In money: You're investing in yourself. Taking a class that costs money now but pays off later. Building a side skill that could become income. Being strategic about where your resources go.
In daily life: You're showing up consistently for something—gym sessions, a creative project, learning to cook, studying for an exam. Progress is slow but visible. You're not skipping days.
Reversed meaning
Reversed, the Eight of Pentacles points to effort that's gone sideways. Either you're cutting corners, spinning your wheels on busywork, or you've lost the thread of why you started in the first place.
In work: You're going through the motions without actually improving. Maybe you've been at the same skill level for years and haven't pushed yourself. Or you're producing quantity over quality, rushing through tasks just to check them off.
In love: You're not putting in the effort, or you're putting effort into the wrong things.
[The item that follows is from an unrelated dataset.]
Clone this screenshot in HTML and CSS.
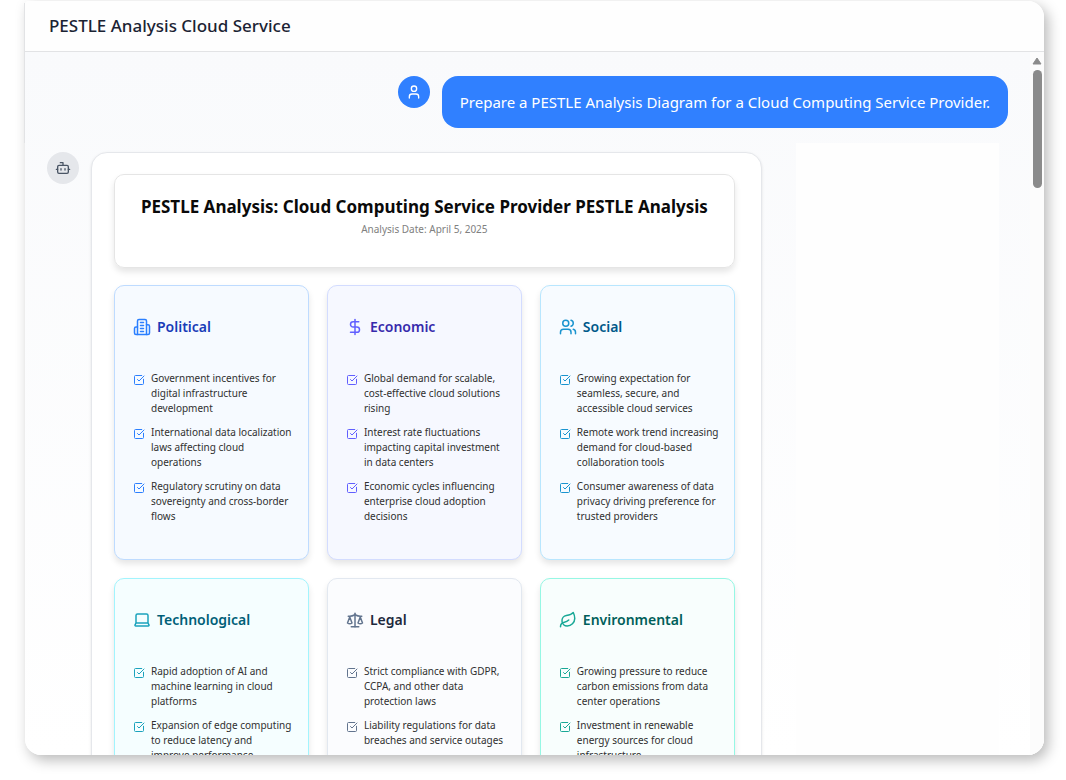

Buying gifts instead of having hard conversations. Saying you'll change without actually changing. The relationship is coasting on autopilot.
In money: You're spending on courses you never finish, tools you never use, or shortcuts that don't work. Money's going out, but skills aren't coming in. There's a gap between what you say you want and what you're actually doing about it.
In daily life: Perfectionism is freezing you in place. You won't start until conditions are perfect, so you never start. Or you've burned out from grinding without rest and now everything feels pointless.